Credit Union Times: Tell me more about your modification program.
Dave Rhamy: We began offering mortgage modifications in February 2009, none of which are associated with any federal programs. Such programs were so limited (105% loan-to-value) that hardly any mortgages in Nevada qualified given that the market values had plunged up to 70% in some cases. We developed a policy that includes income verification, no balloon payments, no principal forgiveness, and a maximum payment ratio of 40% of income, and empowered a high-level 'mod squad' within our management to both respond to and initiate member contacts.
At Dec. 31, 2009, our $30 million in mortgage modifications comprised 101 loans, 25 of which are TDR [trouble debt restructuring] for $11.1 million. We are very aware that this practice assures that due to GAAP, our delinquency will artificially be higher for six months but feel very strongly that modification is a far better solution than foreclosure.
CU Times: Your delinquencies compared to loan-loss allowance don't appear to follow the general rule of thumb of at least 100% ALL. How do you figure your loan-loss allowances?
Rhamy: Under the terms of the Credit Union Membership Access Act of 1998, credit unions with assets of $10 million or more are required to follow GAAP. The somewhat complex world according to GAAP as it relates to the allowance for loan and lease losses states that the allowance must be a reasonable estimation by management of probable (not 'possible') losses, guided by FASB 114 [specific impairments] and FASB 5 [historical loss rates].

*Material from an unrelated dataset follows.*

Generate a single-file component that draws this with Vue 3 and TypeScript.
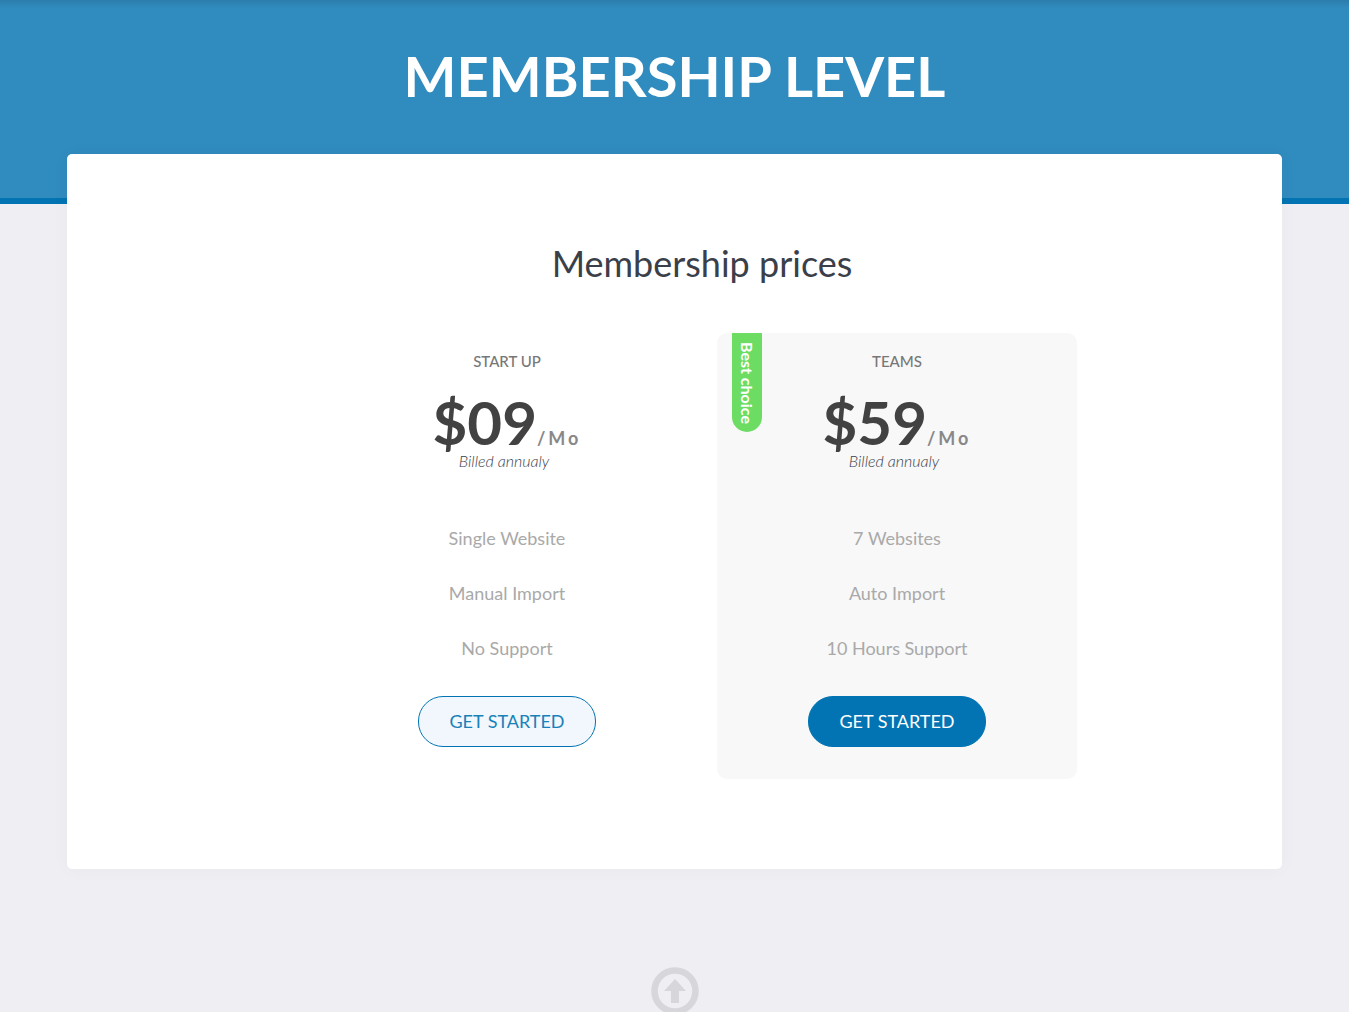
<script setup lang="ts">
interface Plan {
  name: string
  price: string
  features: string[]
  featured: boolean
}

const plans: Plan[] = [
  {
    name: 'START UP',
    price: '$09',
    features: ['Single Website', 'Manual Import', 'No Support'],
    featured: false,
  },
  {
    name: 'TEAMS',
    price: '$59',
    features: ['7 Websites', 'Auto Import', '10 Hours Support'],
    featured: true,
  },
]

function scrollToTop(): void {
  window.scrollTo({ top: 0, behavior: 'smooth' })
}
</script>

<template>
  <div class="page">
    <header class="banner">
      <h1>MEMBERSHIP LEVEL</h1>
    </header>

    <main class="panel">
      <h2>Membership prices</h2>
      <div class="plans">
        <section
          v-for="plan in plans"
          :key="plan.name"
          class="plan"
          :class="{ featured: plan.featured }"
        >
          <span v-if="plan.featured" class="ribbon">Best choice</span>
          <h3>{{ plan.name }}</h3>
          <p class="price">{{ plan.price }}<span class="period">/Mo</span></p>
          <p class="billing">Billed annualy</p>
          <ul>
            <li v-for="feature in plan.features" :key="feature">{{ feature }}</li>
          </ul>
          <button type="button">GET STARTED</button>
        </section>
      </div>
    </main>

    <footer>
      <button type="button" class="to-top" aria-label="Back to top" @click="scrollToTop">
        <svg viewBox="0 0 48 48" width="48" height="48" aria-hidden="true">
          <circle cx="24" cy="24" r="20.5" fill="none" stroke="currentColor" stroke-width="6.5" />
          <path d="M24 12L35 24H28V36H20V24H13Z" fill="currentColor" />
        </svg>
      </button>
    </footer>
  </div>
</template>

<style>
body {
  margin: 0;
  background: #efeef3;
}
</style>

<style scoped>
.page {
  height: 100vh;
  overflow: hidden;
  background: #efeef3;
  color: #3b3f4a;
  font-family: Lato, "Liberation Sans", sans-serif;
}

.banner {
  box-sizing: border-box;
  height: 204px;
  padding-top: 40px;
  border-bottom: 6px solid #0274b3;
  background: linear-gradient(rgba(0, 0, 0, 0.1), rgba(0, 0, 0, 0) 8px) #308bbe;
  text-align: center;
}

h1 {
  margin: 0;
  color: #fff;
  font-size: 56px;
  font-weight: 700;
  line-height: 72px;
}

.panel {
  position: relative;
  box-sizing: border-box;
  margin: -50px 5% 0;
  padding: 85px 0 90px 55px;
  border-radius: 5px;
  background: #fff;
  box-shadow: 0 0 20px rgba(0, 0, 0, 0.03);
}

h2 {
  margin: 0 0 46px;
  font-size: 36px;
  font-weight: 400;
  line-height: 48px;
  text-align: center;
}

.plans {
  display: flex;
  justify-content: center;
  gap: 30px;
}

.plan {
  position: relative;
  box-sizing: border-box;
  width: 360px;
  padding: 19px 0 32px;
  border-radius: 10px;
  text-align: center;
}

.featured {
  background: #f8f8f8;
}

.ribbon {
  position: absolute;
  top: 0;
  left: 15px;
  box-sizing: border-box;
  height: 99px;
  padding: 8px 0;
  border-radius: 0 0 15px 15px;
  background: #6cdc62;
  color: #fff;
  font-size: 16px;
  font-weight: 700;
  line-height: 30px;
  white-space: nowrap;
  writing-mode: vertical-rl;
}

h3 {
  margin: 0;
  color: #777;
  font-size: 15px;
  font-weight: 500;
  line-height: 18px;
}

.price {
  margin: 22px 0 0;
  color: #424242;
  font-size: 60px;
  font-weight: 700;
  line-height: 60px;
}

.period {
  color: #888;
  font-size: 18px;
  line-height: 18px;
  letter-spacing: 3px;
}

.billing {
  margin: 0;
  padding-right: 6px;
  font-size: 16px;
  font-style: italic;
  font-weight: 300;
  line-height: 18px;
}

ul {
  margin: 41px 0 20px;
  padding: 0;
  list-style: none;
}

li {
  color: #a9a9a9;
  font-size: 18px;
  line-height: 55px;
}

.plan button {
  padding: 12px 30px;
  border: 1px solid #0274b3;
  border-radius: 25px;
  background: #f1f7fc;
  color: #1881b9;
  font-family: inherit;
  font-size: 18px;
  line-height: 25px;
  cursor: pointer;
}

.plan.featured button {
  background: #0274b3;
  color: #fff;
}

footer {
  display: flex;
  justify-content: center;
  padding-top: 98px;
}

.to-top {
  display: block;
  padding: 0;
  border: 0;
  background: none;
  color: #d7d6db;
  cursor: pointer;
}

.to-top svg {
  display: block;
}
</style>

Obviously there can, and probably should be, discussion with CPAs and regulators as to degree of impairment and impact of environmental factors. We are in compliance with GAAP and therefore with federal legal mandates, and we continue to work closely with our CPA firm and our state examiners to satisfy ALL funding requirements.

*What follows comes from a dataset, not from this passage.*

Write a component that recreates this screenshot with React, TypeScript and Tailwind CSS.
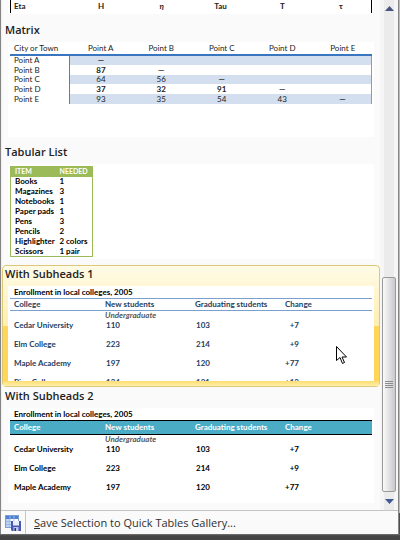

CU Times: Regarding the cash infusion and ASI, how large will it be and when do you expect it?
Rhamy: I honestly don't know the answer to either of those questions. The capital and cash infusion was offered by ASI a little more than two weeks ago, and the idea is intriguing. I've long advocated alternative capital and consider our credit union a good candidate, especially in the current circumstances.
CU Times: Why shouldn't an ASI cash infusion be considered a bailout?

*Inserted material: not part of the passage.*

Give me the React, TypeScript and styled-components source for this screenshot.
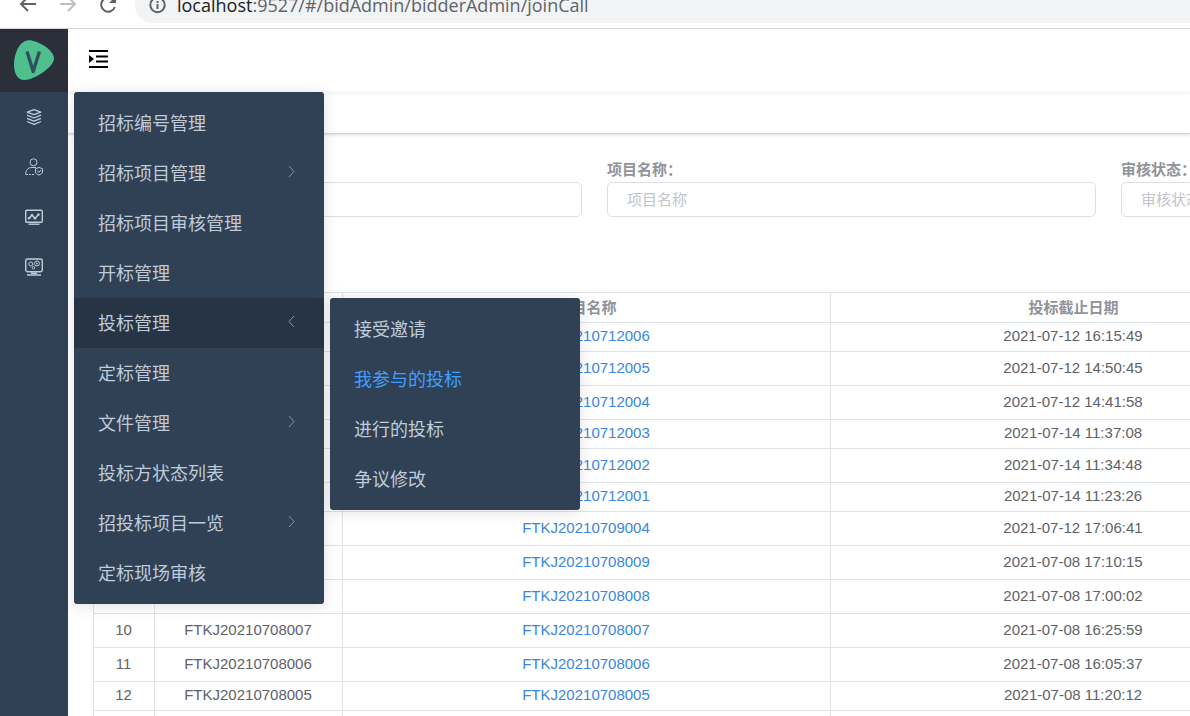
import React from "react";
import styled, { createGlobalStyle, css } from "styled-components";

const GlobalStyle = createGlobalStyle`
  *, *::before, *::after { box-sizing: border-box; }
  body {
    margin: 0;
    background: #fff;
    color: #606266;
    font-family: "Liberation Sans", "Noto Sans CJK SC", sans-serif;
    font-size: 15px;
  }
`;

const Page = styled.div`
  display: flex;
  flex-direction: column;
  height: 100vh;
  overflow: hidden;
`;

/* Browser chrome */
const BrowserBar = styled.div`
  flex: none;
  display: flex;
  align-items: flex-end;
  height: 29px;
  padding-bottom: 5px;
  border-bottom: 1px solid #d5d7da;
  overflow: hidden;
`;

const BrowserTools = styled.div`
  flex: 1;
  display: flex;
  align-items: center;
  height: 36px;
`;

const BrowserButton = styled.button`
  flex: none;
  display: flex;
  justify-content: center;
  width: 40px;
  padding: 0;
  border: 0;
  background: none;
`;

const NavButtons = styled.div`
  flex: none;
  display: flex;
  width: 135px;
  padding-left: 8px;
`;

const AddressBar = styled.div`
  flex: 1;
  display: flex;
  align-items: center;
  gap: 10px;
  height: 36px;
  padding-left: 13px;
  border-radius: 18px 0 0 18px;
  background: #f1f3f4;
  color: #5f6368;
  font-family: "Open Sans", sans-serif;
  font-size: 18px;
  line-height: 24px;
  white-space: nowrap;
`;

const Host = styled.span`
  color: #202124;
`;

/* Application shell */
const Shell = styled.div`
  flex: 1;
  display: flex;
  min-height: 0;
`;

const Sidebar = styled.aside`
  position: relative;
  z-index: 2;
  flex: none;
  width: 68px;
  background: #304156;
`;

const LogoLink = styled.a`
  display: flex;
  align-items: center;
  justify-content: center;
  height: 63px;
  padding-bottom: 2px;
  background: #2b2f3a;
`;

const MenuList = styled.ul`
  margin: 0;
  padding: 0;
  list-style: none;
`;

const SidebarItem = styled.li`
  position: relative;
`;

const SidebarButton = styled.button`
  display: flex;
  align-items: center;
  justify-content: center;
  width: 100%;
  height: 50px;
  padding: 0;
  border: 0;
  background: none;
  color: #bfcbd9;
`;

const Flyout = styled.ul`
  position: absolute;
  top: 0;
  left: calc(100% + 6px);
  z-index: 1;
  width: 250px;
  margin: 0;
  padding: 6px 0;
  border-radius: 3px;
  background: #304156;
  box-shadow: 0 2px 15px rgba(0, 0, 0, 0.12);
  list-style: none;
`;

const FlyoutItem = styled.li`
  position: relative;
`;

const FlyoutLink = styled.a<{ $open?: boolean; $active?: boolean }>`
  display: flex;
  align-items: center;
  justify-content: space-between;
  height: 50px;
  padding: 0 28px 2px 24px;
  background: ${(p) => (p.$open ? "#263445" : "transparent")};
  color: ${(p) => (p.$active ? "#409eff" : "#bfcbd9")};
  font-size: 18px;
  text-decoration: none;
  white-space: nowrap;
`;

const Main = styled.main`
  flex: 1;
  min-width: 0;
  overflow: hidden;
`;

const Navbar = styled.header`
  position: relative;
  display: flex;
  align-items: center;
  height: 63px;
  padding: 0 20px 4px;
  box-shadow: 0 1px 4px rgba(0, 21, 41, 0.08);
`;

const FoldButton = styled.button`
  display: flex;
  padding: 0;
  border: 0;
  background: none;
`;

const TagsBar = styled.div`
  height: 42px;
  border-bottom: 1px solid #d2d7de;
  box-shadow: 0 1px 3px rgba(0, 0, 0, 0.14);
`;

const Content = styled.div`
  display: flex;
  flex-direction: column;
  gap: 75px;
  padding: 23px 25px;
`;

const SearchForm = styled.form`
  display: grid;
  grid-template-columns: repeat(3, minmax(489px, 1fr));
  gap: 25px;
`;

const Field = styled.div`
  display: flex;
  flex-direction: column;
`;

const FieldLabel = styled.label`
  height: 25px;
  color: #909399;
  font-weight: 700;
  line-height: 25px;
`;

const control = css`
  width: 100%;
  height: 35px;
  padding: 0 19px;
  border: 1px solid #dcdfe6;
  border-radius: 5px;
  background: #fff;
  font-family: inherit;
  font-size: 15px;
`;

const TextInput = styled.input`
  ${control}
  color: #606266;
  &::placeholder { color: #c0c4cc; }
`;

const SelectInput = styled.select`
  ${control}
  appearance: none;
  color: #c0c4cc;
`;

const DataTable = styled.table`
  width: 100%;
  min-width: 1466px;
  border-top: 1px solid #dfe4e9;
  border-left: 1px solid #dfe4e9;
  border-spacing: 0;
  table-layout: fixed;
`;

const HeadCell = styled.th<{ $width?: number }>`
  width: ${(p) => (p.$width ? `${p.$width}px` : "auto")};
  height: 30px;
  padding: 0;
  border-right: 1px solid #dfe4e9;
  border-bottom: 1px solid #dfe4e9;
  color: #909399;
  line-height: 20px;
`;

const Cell = styled.td`
  padding: 0 1px 2px 0;
  border-right: 1px solid #dfe4e9;
  border-bottom: 1px solid #dfe4e9;
  line-height: 20px;
  text-align: center;
`;

const Row = styled.tr<{ $compact?: boolean }>`
  height: ${(p) => (p.$compact ? 29 : 34)}px;
`;

const ProjectLink = styled.a`
  color: #3a86dd;
  text-decoration: none;
`;

const BackIcon = () => (
  <svg width="18" height="16" viewBox="0 0 18 16" fill="none" stroke="#5f6368" strokeWidth="2">
    <path d="M17 8H2M9 1L2 8l7 7" />
  </svg>
);

const ForwardIcon = () => (
  <svg width="18" height="16" viewBox="0 0 18 16" fill="none" stroke="#bdc0c3" strokeWidth="2">
    <path d="M1 8h15M9 1l7 7-7 7" />
  </svg>
);

const ReloadIcon = () => (
  <svg width="18" height="18" viewBox="0 0 18 18" fill="none" stroke="#5f6368" strokeWidth="2">
    <path d="M14.500 4.200A7 7 0 1 0 15.800 11" />
    <path d="M17 0v7h-7z" fill="#5f6368" stroke="none" />
  </svg>
);

const InfoIcon = () => (
  <svg width="19" height="18" viewBox="0 0 19 18" fill="none" stroke="#5f6368" strokeWidth="2">
    <circle cx="9.500" cy="9" r="7.200" />
    <path d="M9.500 8v5M9.500 5v2" />
  </svg>
);

const Logo = () => (
  <svg width="40" height="40" viewBox="0 0 40 40">
    <path
      d="M14 0.300C21-.8 40 9 40 18.500 40 27 20 40 10.500 40 2.500 40 0 32 0 24.500 0 15 4.500 1.800 14 .3z"
      fill="#4fc08d"
    />
    <path d="M13 11.500l6.200 20 6.200-20" fill="none" stroke="#2f5061" strokeWidth="3.400" strokeLinejoin="round" />
  </svg>
);

const FoldIcon = () => (
  <svg width="21" height="18" viewBox="0 0 21 18">
    <path d="M1 1h19M8 6.500h12M8 11.500h12M1 17h19" stroke="#000" strokeWidth="2" />
    <path d="M1 5l5 4-5 4z" />
  </svg>
);

const LayersIcon = () => (
  <svg
    width="16"
    height="16"
    viewBox="0 0 16 16"
    fill="none"
    stroke="currentColor"
    strokeWidth="1.300"
    strokeLinejoin="round"
  >
    <path d="M8 .7l6.800 2.500L8 5.700 1.200 3.200z" />
    <path d="M1 6.200l7 2.800 7-2.800M1 9.400l7 2.800 7-2.800M1 12.500l7 2.800 7-2.800" />
  </svg>
);

const UserCheckIcon = () => (
  <svg width="18" height="18" viewBox="0 0 18 18" fill="none" stroke="currentColor">
    <circle cx="8.500" cy="4.300" r="3.500" />
    <path d="M11 9.500H7C3 9.500 .7 12 .7 16.500" />
    <path d="M1 16.500h9" strokeDasharray="2 1" />
    <path d="M14 9.500l3.500 1.200V14c0 1.500-2 2.700-3.500 3-1.500-.3-3.500-1.500-3.500-3v-3.300zM12.300 12.500l1.600 2 2-2.500" />
  </svg>
);

const ChartScreenIcon = () => (
  <svg width="18" height="16" viewBox="0 0 18 16" fill="none" stroke="currentColor">
    <rect x=".7" y="1.200" width="16.600" height="12" rx="1" strokeWidth="1.400" />
    <path d="M4 9.500L7 6l3 3.500 3.500-4" strokeWidth="1.600" />
    <g fill="currentColor" stroke="none">
      <circle cx="4" cy="9.300" r="1.200" />
      <circle cx="7" cy="6" r="1.200" />
      <circle cx="10" cy="9.300" r="1.200" />
      <circle cx="13.500" cy="5.500" r="1.200" />
    </g>
    <path d="M3.500 15.200h11" strokeWidth="1.400" />
  </svg>
);

const GearScreenIcon = () => (
  <svg width="18" height="18" viewBox="0 0 18 18" fill="none" stroke="currentColor">
    <rect x=".7" y="1" width="16.600" height="12.800" rx="2" strokeWidth="1.400" />
    <circle cx="5.800" cy="6" r="2" />
    <circle cx="12" cy="5.500" r="2.500" />
    <circle cx="12" cy="5.500" r=".6" />
    <circle cx="8.500" cy="9.700" r="1.300" />
    <path d="M2 17h14M6 15.300h6" strokeWidth="1.400" />
  </svg>
);

const Chevron = ({ left }: { left?: boolean }) => (
  <svg width="9" height="14" viewBox="0 0 9 14" fill="none" stroke="#909399">
    <path d={left ? "M7 1L2 6.500 7 12" : "M2 1l5 5.500L2 12"} />
  </svg>
);

type MenuEntry = { label: string; nested?: boolean; active?: boolean; children?: MenuEntry[] };

const menu: MenuEntry[] = [
  { label: "招标编号管理" },
  { label: "招标项目管理", nested: true },
  { label: "招标项目审核管理" },
  { label: "开标管理" },
  {
    label: "投标管理",
    nested: true,
    children: [
      { label: "接受邀请" },
      { label: "我参与的投标", active: true },
      { label: "进行的投标" },
      { label: "争议修改" },
    ],
  },
  { label: "定标管理" },
  { label: "文件管理", nested: true },
  { label: "投标方状态列表" },
  { label: "招投标项目一览", nested: true },
  { label: "定标现场审核" },
];

const bids = [
  { code: "FTKJ20210712006", deadline: "2021-07-12 16:15:49", compact: true },
  { code: "FTKJ20210712005", deadline: "2021-07-12 14:50:45" },
  { code: "FTKJ20210712004", deadline: "2021-07-12 14:41:58" },
  { code: "FTKJ20210712003", deadline: "2021-07-14 11:37:08", compact: true },
  { code: "FTKJ20210712002", deadline: "2021-07-14 11:34:48" },
  { code: "FTKJ20210712001", deadline: "2021-07-14 11:23:26", compact: true },
  { code: "FTKJ20210709004", deadline: "2021-07-12 17:06:41" },
  { code: "FTKJ20210708009", deadline: "2021-07-08 17:10:15" },
  { code: "FTKJ20210708008", deadline: "2021-07-08 17:00:02" },
  { code: "FTKJ20210708007", deadline: "2021-07-08 16:25:59" },
  { code: "FTKJ20210708006", deadline: "2021-07-08 16:05:37" },
  { code: "FTKJ20210708005", deadline: "2021-07-08 11:20:12", compact: true },
  { code: "FTKJ20210708004", deadline: "2021-07-08 11:02:40" },
];

const FlyoutMenu = ({ entries }: { entries: MenuEntry[] }) => (
  <Flyout>
    {entries.map((entry) => (
      <FlyoutItem key={entry.label}>
        <FlyoutLink href="#" $open={!!entry.children} $active={entry.active}>
          {entry.label}
          {entry.nested && <Chevron left={!!entry.children} />}
        </FlyoutLink>
        {entry.children && <FlyoutMenu entries={entry.children} />}
      </FlyoutItem>
    ))}
  </Flyout>
);

export default function App() {
  return (
    <Page>
      <GlobalStyle />
      <BrowserBar>
        <BrowserTools>
          <NavButtons>
            <BrowserButton aria-label="后退"><BackIcon /></BrowserButton>
            <BrowserButton aria-label="前进"><ForwardIcon /></BrowserButton>
            <BrowserButton aria-label="刷新"><ReloadIcon /></BrowserButton>
          </NavButtons>
          <AddressBar>
            <InfoIcon />
            <span><Host>localhost</Host>:9527/#/bidAdmin/bidderAdmin/joinCall</span>
          </AddressBar>
        </BrowserTools>
      </BrowserBar>
      <Shell>
        <Sidebar>
          <LogoLink href="#" aria-label="首页"><Logo /></LogoLink>
          <MenuList>
            <SidebarItem>
              <SidebarButton aria-label="招投标"><LayersIcon /></SidebarButton>
              <FlyoutMenu entries={menu} />
            </SidebarItem>
            <SidebarItem>
              <SidebarButton aria-label="用户"><UserCheckIcon /></SidebarButton>
            </SidebarItem>
            <SidebarItem>
              <SidebarButton aria-label="统计"><ChartScreenIcon /></SidebarButton>
            </SidebarItem>
            <SidebarItem>
              <SidebarButton aria-label="系统"><GearScreenIcon /></SidebarButton>
            </SidebarItem>
          </MenuList>
        </Sidebar>
        <Main>
          <Navbar>
            <FoldButton aria-label="展开菜单"><FoldIcon /></FoldButton>
          </Navbar>
          <TagsBar />
          <Content>
            <SearchForm>
              <Field>
                <FieldLabel htmlFor="code">项目编号：</FieldLabel>
                <TextInput id="code" placeholder="项目编号" />
              </Field>
              <Field>
                <FieldLabel htmlFor="name">项目名称：</FieldLabel>
                <TextInput id="name" placeholder="项目名称" />
              </Field>
              <Field>
                <FieldLabel htmlFor="status">审核状态：</FieldLabel>
                <SelectInput id="status"><option>审核状态</option></SelectInput>
              </Field>
            </SearchForm>
            <DataTable>
              <thead>
                <tr>
                  <HeadCell $width={61}>序号</HeadCell>
                  <HeadCell $width={188}>项目编号</HeadCell>
                  <HeadCell $width={488}>项目名称</HeadCell>
                  <HeadCell $width={486}>投标截止日期</HeadCell>
                  <HeadCell>操作</HeadCell>
                </tr>
              </thead>
              <tbody>
                {bids.map((bid, index) => (
                  <Row key={bid.code} $compact={bid.compact}>
                    <Cell>{index + 1}</Cell>
                    <Cell>{bid.code}</Cell>
                    <Cell><ProjectLink href="#">{bid.code}</ProjectLink></Cell>
                    <Cell>{bid.deadline}</Cell>
                    <Cell />
                  </Row>
                ))}
              </tbody>
            </DataTable>
          </Content>
        </Main>
      </Shell>
    </Page>
  );
}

Rhamy: I think that under these circumstances, a capital infusion absolutely meets the definition of a bailout. However, keep in mind that as a business partner, ASI will be providing this infusion as a loan that will be repaid within a defined period of time.
CU Times: Do you take personal responsibility for the CU's losses? If not, why did you resign when asked? If so, why did you return?
Rhamy: As CEO, I am responsible for the credit union's results. The buck stops with me. As you might expect, under stressed financial circumstances there are a wide range of ideas on how to turn things around, some of which involve a fresh set of eyes and principles. I reluctantly, but willingly, stepped aside if it might facilitate a new approach for recovery. I quickly returned when asked by the board and the commissioner because the credit union is where I belong and where I want to be.
CU Times: What has been the reaction from the staff?
Rhamy: Our employees are fantastic. From the members' perspective, they are the credit union. They know and appreciate that senior management has taken compensation hits so that their salary and benefits continue. We believe it is nearly impossible for our employees, many of them single parents, to focus on their work and deliver excellent service if they are worried that there is imminent danger of layoffs or termination.
CU Times: Is it true that you also run a law firm in addition to your credit union CEO duties?
Rhamy: First, I have always loved the law. When I decided to pursue a law degree, my board approved it and was fully supportive. The role of a credit union CEO has become more and more complex and a more than basic understanding of the law comes in very handy in evaluating compliance issues, leases, contracts, and proposed laws and regulations, among other things.
I guess my point is that this question has been raised by some as an inference that I'm practicing law to the detriment of my duties as credit union CEO. This is far from the truth and troublesome to me as it distracts us from the important issues my credit union faces in this economy.